---------- Entries

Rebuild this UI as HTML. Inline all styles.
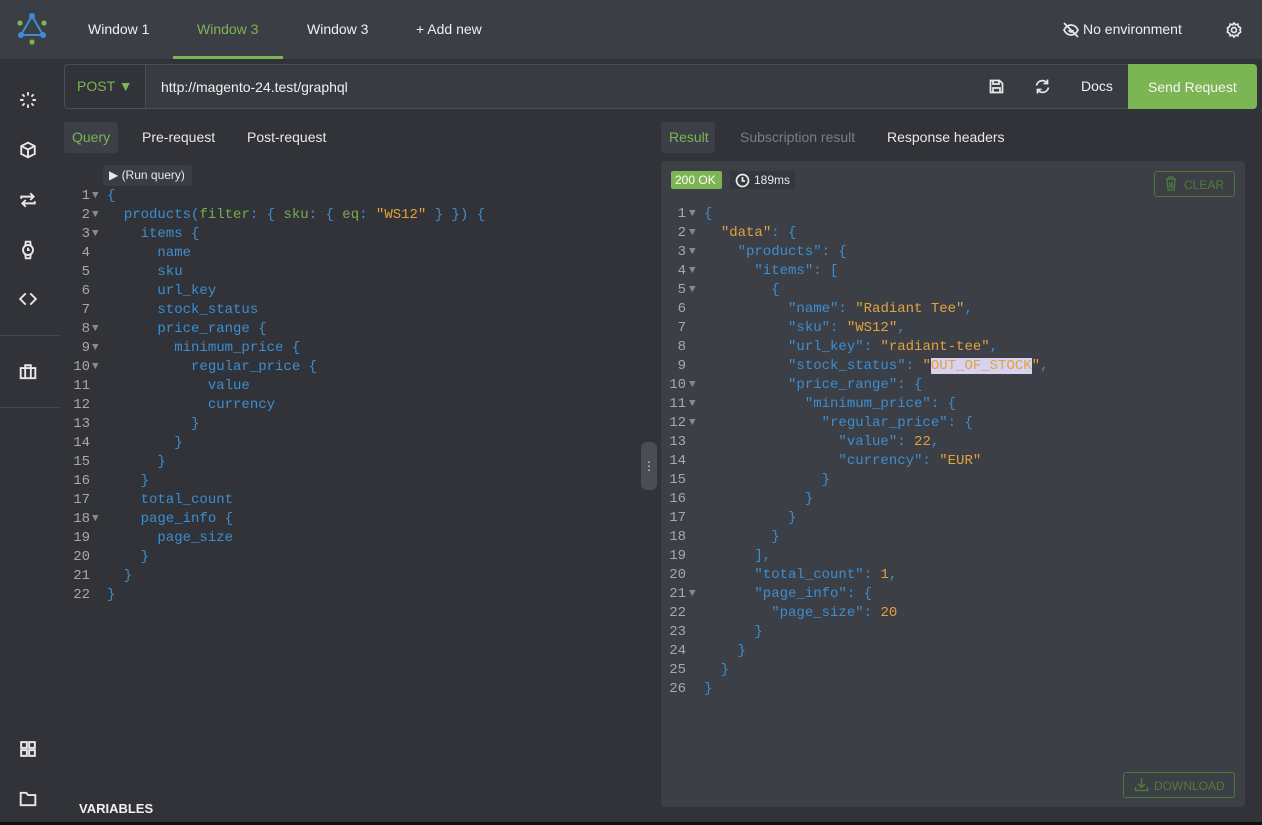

--------------------
---------- Entries

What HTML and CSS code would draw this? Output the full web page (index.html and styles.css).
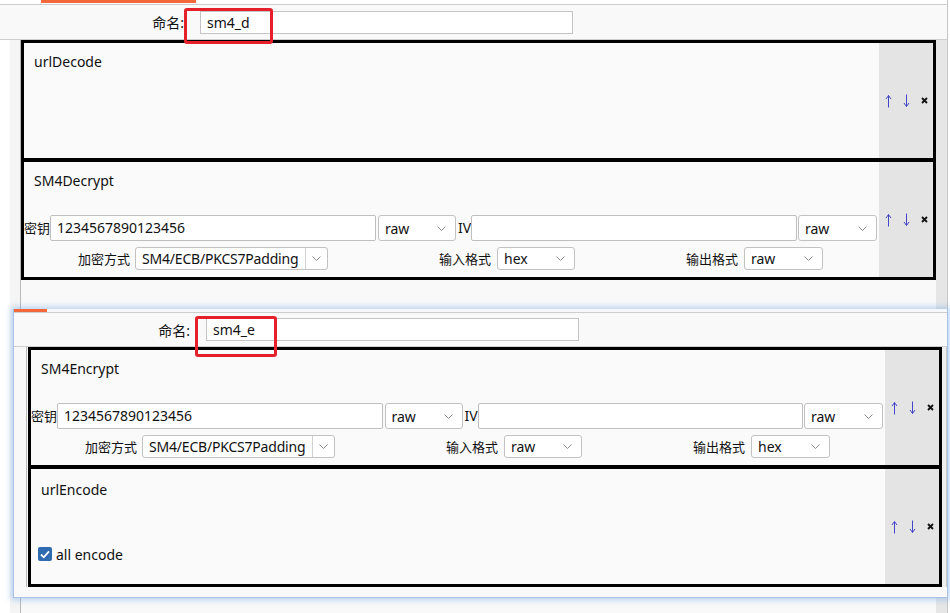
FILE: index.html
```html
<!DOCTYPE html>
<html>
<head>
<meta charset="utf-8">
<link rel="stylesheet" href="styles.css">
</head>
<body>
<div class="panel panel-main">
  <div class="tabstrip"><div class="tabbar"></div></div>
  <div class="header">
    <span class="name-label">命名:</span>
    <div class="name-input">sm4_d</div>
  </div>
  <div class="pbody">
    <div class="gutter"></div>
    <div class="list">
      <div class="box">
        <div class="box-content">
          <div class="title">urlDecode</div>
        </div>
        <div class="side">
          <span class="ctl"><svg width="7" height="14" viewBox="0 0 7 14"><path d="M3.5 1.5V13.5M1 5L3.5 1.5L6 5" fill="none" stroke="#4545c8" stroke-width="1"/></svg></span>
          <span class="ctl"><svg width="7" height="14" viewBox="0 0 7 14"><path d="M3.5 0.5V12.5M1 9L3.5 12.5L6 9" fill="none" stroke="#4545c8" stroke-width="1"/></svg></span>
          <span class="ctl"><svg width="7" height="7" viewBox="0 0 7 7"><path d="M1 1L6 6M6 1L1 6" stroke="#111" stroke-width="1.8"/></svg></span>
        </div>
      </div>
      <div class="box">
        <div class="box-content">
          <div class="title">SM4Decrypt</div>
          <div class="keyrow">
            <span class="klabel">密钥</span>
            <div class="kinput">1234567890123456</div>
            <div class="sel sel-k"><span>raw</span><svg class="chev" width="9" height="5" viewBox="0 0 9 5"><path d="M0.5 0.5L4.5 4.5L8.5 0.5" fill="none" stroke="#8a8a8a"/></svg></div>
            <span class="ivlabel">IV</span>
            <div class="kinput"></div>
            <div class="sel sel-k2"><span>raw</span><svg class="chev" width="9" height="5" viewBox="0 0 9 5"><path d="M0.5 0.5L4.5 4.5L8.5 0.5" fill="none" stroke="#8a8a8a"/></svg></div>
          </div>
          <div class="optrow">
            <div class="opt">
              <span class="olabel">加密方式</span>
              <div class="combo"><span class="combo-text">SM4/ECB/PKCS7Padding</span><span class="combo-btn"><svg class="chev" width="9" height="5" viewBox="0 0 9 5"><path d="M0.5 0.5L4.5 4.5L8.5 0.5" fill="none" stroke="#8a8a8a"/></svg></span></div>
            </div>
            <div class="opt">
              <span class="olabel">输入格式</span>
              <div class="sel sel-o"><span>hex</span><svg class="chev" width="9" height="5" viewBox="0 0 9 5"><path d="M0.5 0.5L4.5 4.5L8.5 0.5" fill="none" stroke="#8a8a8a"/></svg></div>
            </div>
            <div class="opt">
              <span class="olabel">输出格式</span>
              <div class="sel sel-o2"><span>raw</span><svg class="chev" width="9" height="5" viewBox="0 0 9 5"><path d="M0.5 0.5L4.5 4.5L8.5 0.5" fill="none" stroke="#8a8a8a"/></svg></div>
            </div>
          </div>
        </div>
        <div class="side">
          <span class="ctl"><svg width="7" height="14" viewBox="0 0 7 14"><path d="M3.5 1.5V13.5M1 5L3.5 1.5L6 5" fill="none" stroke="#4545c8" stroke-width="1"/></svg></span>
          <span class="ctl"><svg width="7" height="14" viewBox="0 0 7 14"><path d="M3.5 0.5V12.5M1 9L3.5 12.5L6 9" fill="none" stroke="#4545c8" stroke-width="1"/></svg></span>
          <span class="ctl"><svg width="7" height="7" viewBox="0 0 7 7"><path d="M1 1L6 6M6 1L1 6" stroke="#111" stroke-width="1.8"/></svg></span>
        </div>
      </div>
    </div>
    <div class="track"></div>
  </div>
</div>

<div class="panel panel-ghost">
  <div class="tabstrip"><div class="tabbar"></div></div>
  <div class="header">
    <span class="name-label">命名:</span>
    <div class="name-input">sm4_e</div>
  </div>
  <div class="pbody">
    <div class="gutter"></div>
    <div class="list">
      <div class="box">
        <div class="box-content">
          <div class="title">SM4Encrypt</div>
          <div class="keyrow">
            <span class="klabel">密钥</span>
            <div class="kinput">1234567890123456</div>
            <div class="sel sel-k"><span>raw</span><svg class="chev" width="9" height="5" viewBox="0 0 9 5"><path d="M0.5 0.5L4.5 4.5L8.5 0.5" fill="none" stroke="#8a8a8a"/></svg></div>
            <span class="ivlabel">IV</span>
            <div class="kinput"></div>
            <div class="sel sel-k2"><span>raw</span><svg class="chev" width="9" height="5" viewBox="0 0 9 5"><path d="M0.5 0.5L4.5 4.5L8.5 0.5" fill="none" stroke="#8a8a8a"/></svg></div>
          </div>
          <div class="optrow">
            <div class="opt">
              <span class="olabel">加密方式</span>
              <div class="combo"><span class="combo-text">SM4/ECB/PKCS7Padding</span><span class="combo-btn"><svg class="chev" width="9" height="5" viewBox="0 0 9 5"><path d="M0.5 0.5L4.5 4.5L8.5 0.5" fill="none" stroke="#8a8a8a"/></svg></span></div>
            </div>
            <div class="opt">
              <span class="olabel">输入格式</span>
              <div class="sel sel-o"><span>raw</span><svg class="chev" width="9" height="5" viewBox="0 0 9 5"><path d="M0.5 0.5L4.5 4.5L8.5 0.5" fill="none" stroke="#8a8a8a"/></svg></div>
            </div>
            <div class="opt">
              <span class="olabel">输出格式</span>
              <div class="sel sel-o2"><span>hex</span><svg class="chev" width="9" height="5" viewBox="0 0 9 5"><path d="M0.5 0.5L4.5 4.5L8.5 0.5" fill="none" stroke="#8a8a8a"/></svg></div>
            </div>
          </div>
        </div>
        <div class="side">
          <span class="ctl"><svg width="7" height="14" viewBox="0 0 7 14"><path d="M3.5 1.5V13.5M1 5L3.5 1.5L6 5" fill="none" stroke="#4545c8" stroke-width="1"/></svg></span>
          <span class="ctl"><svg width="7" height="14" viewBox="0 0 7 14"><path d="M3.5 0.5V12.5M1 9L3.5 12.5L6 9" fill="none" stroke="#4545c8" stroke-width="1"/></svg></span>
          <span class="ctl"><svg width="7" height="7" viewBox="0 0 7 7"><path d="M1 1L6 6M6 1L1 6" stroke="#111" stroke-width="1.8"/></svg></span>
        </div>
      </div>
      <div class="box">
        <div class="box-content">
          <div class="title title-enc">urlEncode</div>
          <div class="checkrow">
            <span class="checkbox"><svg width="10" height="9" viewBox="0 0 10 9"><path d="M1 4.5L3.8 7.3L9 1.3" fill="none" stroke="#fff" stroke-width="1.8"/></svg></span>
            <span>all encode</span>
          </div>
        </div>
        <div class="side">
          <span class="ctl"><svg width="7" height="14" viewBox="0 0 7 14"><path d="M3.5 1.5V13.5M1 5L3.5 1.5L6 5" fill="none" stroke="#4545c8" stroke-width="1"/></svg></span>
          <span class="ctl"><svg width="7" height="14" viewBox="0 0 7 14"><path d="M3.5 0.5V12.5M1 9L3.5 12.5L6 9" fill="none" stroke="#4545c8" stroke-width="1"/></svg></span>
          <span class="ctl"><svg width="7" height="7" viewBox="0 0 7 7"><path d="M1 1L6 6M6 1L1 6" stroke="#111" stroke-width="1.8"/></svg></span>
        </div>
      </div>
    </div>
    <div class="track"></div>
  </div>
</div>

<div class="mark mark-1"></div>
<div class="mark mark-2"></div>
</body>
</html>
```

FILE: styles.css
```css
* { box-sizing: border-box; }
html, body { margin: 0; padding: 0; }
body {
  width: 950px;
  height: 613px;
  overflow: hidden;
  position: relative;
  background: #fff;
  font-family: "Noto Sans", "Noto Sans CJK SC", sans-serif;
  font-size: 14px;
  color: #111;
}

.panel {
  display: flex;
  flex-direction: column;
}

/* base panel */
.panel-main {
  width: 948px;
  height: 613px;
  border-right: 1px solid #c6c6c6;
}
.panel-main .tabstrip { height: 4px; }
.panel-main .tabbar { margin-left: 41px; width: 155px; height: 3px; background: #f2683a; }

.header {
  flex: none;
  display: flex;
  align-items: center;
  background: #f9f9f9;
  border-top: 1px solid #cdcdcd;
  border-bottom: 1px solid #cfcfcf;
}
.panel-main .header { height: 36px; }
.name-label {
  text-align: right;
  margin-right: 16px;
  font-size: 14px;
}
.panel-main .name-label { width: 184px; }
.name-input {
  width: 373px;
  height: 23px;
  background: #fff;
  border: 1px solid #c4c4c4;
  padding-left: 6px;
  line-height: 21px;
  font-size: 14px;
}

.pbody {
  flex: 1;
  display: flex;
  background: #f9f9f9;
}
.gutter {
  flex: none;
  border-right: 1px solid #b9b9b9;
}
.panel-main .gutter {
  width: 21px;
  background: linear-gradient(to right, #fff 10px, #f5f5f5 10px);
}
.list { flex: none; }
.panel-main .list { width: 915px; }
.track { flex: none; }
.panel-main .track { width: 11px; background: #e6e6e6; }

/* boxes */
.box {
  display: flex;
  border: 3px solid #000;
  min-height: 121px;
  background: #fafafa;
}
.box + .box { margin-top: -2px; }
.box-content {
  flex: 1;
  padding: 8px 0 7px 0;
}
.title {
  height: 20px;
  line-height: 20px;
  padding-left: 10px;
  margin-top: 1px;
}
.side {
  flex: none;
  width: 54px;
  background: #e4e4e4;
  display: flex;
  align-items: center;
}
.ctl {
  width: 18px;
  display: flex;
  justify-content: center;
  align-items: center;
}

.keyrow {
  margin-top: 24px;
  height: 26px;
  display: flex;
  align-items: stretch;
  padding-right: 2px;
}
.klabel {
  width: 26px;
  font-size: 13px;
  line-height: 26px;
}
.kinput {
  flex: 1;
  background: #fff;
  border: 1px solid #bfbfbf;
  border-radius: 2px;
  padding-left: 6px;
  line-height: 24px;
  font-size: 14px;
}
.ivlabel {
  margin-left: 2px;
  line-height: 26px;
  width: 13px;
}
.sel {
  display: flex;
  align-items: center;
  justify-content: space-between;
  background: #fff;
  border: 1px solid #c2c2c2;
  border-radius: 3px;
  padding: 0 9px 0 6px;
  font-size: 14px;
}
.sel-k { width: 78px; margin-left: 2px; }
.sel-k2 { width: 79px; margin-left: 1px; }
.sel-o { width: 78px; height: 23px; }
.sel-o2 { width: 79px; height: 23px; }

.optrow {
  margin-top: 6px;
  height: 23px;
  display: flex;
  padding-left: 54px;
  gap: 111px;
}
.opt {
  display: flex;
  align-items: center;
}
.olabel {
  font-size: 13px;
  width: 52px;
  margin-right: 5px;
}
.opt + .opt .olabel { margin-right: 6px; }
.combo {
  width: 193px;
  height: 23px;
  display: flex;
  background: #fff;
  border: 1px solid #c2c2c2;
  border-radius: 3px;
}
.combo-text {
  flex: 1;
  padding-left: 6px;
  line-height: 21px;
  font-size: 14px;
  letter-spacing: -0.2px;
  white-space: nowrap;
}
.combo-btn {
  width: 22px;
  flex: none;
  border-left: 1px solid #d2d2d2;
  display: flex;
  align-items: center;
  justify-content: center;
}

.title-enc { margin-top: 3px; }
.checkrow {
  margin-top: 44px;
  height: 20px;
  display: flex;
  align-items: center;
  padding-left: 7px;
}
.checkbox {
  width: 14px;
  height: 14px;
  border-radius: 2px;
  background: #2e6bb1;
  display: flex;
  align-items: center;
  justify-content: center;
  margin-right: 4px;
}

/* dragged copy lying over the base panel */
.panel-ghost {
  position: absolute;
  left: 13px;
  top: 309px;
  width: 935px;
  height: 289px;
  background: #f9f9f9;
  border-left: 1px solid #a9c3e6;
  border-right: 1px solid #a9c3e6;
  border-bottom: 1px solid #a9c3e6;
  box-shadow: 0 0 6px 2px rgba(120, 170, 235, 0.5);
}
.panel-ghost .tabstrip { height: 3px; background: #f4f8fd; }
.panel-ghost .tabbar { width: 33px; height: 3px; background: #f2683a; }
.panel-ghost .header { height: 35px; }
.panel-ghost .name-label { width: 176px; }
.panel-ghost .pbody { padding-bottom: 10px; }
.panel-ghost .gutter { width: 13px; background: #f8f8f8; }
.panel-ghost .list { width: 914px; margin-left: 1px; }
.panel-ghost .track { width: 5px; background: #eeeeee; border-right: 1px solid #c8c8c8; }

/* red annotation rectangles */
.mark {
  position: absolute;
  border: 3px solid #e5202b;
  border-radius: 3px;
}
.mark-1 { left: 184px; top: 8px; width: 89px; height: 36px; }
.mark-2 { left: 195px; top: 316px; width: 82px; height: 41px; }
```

--------------------
---------- Entries

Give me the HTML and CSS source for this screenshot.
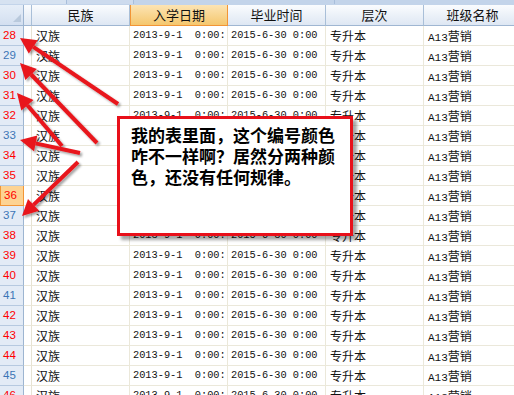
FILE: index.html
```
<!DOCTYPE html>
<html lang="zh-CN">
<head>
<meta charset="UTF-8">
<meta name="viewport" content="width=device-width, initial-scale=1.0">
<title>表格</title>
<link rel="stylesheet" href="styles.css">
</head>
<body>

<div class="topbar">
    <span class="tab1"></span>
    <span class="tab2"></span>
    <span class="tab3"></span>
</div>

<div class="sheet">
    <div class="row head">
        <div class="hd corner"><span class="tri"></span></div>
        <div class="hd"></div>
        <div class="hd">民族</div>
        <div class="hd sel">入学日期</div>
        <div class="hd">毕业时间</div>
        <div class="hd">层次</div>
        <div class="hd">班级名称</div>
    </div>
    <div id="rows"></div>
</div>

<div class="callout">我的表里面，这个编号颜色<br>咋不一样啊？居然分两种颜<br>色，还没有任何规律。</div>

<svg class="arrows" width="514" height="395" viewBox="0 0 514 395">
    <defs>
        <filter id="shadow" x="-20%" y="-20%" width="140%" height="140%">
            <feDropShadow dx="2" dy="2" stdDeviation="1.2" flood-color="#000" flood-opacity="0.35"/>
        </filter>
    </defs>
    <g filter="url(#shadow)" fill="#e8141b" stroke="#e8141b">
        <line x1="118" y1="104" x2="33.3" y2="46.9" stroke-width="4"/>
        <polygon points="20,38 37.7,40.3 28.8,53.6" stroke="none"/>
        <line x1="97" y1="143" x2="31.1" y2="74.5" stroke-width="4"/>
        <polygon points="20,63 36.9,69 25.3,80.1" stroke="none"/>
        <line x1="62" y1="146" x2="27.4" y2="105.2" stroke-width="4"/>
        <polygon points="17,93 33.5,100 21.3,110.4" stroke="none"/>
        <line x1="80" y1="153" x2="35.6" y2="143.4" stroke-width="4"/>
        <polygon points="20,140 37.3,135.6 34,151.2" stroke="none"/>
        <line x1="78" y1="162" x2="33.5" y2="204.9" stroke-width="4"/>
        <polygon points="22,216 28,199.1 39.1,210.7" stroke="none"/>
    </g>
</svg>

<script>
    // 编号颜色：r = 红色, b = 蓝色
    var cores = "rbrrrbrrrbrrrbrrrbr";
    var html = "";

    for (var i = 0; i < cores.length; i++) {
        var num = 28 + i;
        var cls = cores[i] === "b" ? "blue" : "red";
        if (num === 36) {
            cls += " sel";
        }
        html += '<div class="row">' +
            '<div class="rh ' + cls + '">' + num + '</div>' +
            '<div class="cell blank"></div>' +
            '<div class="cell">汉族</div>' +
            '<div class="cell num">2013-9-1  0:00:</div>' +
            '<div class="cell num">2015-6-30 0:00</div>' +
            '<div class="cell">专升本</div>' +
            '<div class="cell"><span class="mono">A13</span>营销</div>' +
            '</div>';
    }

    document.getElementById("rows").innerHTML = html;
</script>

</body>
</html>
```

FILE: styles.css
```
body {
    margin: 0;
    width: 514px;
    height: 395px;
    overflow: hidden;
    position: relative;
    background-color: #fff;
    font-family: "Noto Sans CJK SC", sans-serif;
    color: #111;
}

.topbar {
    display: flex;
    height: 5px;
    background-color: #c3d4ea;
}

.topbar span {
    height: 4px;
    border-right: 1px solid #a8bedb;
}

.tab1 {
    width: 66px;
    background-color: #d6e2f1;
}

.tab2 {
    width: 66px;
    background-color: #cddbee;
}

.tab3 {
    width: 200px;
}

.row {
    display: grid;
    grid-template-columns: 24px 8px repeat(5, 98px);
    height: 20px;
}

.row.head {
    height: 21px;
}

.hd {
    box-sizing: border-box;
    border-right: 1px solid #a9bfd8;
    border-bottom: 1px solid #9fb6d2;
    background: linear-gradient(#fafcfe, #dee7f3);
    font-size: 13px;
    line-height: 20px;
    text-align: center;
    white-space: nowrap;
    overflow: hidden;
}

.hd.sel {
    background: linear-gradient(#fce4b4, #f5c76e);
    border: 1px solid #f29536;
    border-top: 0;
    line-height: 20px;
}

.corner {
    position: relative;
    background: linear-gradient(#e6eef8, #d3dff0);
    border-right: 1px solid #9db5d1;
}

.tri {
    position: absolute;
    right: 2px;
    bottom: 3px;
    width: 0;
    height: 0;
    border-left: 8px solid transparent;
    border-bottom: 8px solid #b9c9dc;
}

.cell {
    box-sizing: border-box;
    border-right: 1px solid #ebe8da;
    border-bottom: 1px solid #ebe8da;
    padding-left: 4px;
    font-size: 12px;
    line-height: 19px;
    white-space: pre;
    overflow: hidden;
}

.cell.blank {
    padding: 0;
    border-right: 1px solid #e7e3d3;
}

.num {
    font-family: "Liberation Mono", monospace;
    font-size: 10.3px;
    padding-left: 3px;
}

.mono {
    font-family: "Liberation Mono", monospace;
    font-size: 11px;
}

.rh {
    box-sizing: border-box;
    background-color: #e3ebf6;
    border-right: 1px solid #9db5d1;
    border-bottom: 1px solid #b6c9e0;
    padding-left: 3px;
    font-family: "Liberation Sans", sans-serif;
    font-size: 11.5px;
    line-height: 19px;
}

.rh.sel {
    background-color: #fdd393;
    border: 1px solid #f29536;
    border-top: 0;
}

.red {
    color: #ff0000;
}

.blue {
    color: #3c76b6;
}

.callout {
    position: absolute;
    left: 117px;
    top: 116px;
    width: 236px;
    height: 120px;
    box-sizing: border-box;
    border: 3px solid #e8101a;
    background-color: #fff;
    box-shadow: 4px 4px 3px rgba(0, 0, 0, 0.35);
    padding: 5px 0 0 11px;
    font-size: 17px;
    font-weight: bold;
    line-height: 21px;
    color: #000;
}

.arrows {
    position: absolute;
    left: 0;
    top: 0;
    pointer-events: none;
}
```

--------------------

What you should do —
Find the string "this" in the listing and return every line that holds it.

Response to the exercise —
Rebuild this UI as HTML. Inline all styles.
What HTML and CSS code would draw this? Output the full web page (index.html and styles.css).
Give me the HTML and CSS source for this screenshot.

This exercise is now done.